__What needs to be done__
Find the lines containing the word "Tailwind" and copy every one of them.

··· Material to process

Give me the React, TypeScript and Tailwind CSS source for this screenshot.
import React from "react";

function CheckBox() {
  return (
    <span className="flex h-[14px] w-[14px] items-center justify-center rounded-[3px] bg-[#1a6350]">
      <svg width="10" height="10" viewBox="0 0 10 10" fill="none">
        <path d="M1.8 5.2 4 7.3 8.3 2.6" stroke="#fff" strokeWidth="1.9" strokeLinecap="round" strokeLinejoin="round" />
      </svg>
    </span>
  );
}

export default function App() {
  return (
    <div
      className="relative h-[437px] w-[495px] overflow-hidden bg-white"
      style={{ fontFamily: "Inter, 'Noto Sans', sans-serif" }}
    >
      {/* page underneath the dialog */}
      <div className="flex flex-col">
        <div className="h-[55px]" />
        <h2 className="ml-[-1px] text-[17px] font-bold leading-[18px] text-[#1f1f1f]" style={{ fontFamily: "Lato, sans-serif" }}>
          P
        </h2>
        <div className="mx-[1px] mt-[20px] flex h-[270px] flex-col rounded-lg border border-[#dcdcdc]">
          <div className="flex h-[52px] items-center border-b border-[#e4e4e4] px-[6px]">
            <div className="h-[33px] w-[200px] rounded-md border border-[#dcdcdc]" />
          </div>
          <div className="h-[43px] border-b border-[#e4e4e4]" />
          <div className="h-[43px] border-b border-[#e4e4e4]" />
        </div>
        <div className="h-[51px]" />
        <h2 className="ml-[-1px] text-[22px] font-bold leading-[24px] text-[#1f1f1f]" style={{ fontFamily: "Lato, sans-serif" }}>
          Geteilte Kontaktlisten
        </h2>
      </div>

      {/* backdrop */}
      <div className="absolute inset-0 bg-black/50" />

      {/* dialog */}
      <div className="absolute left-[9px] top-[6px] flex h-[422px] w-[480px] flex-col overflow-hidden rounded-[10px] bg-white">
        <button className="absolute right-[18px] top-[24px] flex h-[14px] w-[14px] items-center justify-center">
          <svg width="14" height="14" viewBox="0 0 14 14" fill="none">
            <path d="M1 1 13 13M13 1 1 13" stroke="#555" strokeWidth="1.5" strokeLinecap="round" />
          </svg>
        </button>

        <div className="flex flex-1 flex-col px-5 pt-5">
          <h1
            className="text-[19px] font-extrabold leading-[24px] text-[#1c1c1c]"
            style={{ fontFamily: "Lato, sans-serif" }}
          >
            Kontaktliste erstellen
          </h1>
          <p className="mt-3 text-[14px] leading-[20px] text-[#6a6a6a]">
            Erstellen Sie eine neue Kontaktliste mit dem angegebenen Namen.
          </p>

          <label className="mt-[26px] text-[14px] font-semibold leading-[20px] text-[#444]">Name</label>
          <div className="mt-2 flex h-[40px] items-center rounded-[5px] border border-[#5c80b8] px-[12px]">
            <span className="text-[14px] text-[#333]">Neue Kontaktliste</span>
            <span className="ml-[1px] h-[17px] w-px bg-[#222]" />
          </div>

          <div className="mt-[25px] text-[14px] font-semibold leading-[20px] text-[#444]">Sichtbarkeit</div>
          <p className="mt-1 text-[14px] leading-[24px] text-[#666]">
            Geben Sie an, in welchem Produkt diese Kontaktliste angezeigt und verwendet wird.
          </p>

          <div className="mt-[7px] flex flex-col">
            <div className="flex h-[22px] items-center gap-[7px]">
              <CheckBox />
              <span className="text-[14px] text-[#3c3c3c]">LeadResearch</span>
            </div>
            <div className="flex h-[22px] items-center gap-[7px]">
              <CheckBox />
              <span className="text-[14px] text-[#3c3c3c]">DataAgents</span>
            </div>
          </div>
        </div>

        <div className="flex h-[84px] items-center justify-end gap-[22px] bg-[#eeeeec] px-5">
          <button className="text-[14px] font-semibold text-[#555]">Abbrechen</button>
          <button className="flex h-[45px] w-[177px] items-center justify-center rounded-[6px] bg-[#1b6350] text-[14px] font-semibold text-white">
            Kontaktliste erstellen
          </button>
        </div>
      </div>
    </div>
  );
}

······
··· Material to process

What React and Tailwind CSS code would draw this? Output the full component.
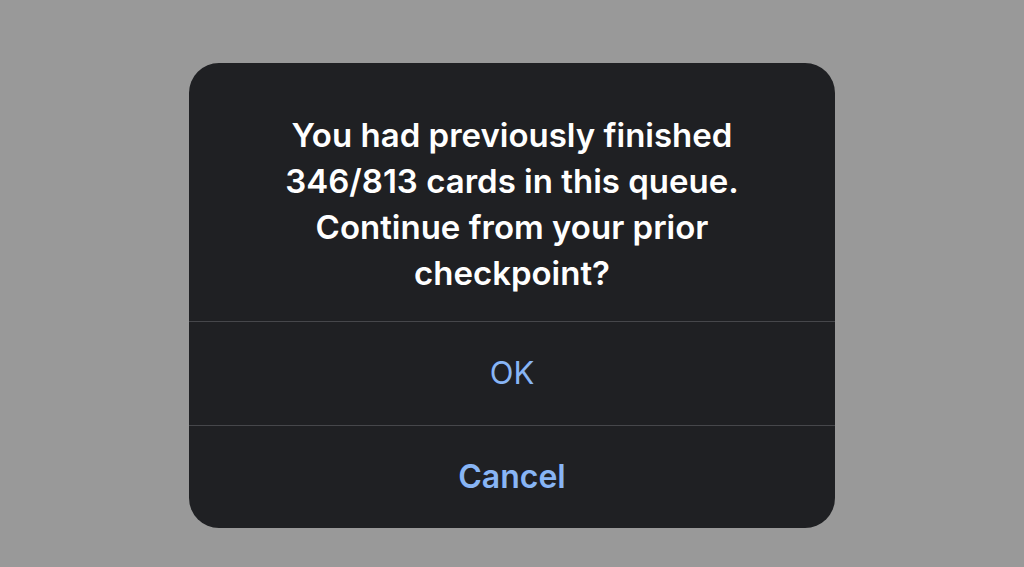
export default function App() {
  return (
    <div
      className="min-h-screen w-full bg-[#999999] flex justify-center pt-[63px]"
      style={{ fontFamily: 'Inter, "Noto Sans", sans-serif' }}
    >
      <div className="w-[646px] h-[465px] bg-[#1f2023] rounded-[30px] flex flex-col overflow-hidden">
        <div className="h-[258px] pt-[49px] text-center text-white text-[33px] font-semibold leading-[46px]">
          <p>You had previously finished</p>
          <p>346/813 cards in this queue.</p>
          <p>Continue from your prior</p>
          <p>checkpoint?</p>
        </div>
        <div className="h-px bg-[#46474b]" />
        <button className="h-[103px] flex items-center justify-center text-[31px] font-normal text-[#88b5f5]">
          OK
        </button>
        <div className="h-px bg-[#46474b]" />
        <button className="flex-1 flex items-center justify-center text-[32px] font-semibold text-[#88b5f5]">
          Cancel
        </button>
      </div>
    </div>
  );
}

······

__Expected answer__
Give me the React, TypeScript and Tailwind CSS source for this screenshot.
What React and Tailwind CSS code would draw this? Output the full component.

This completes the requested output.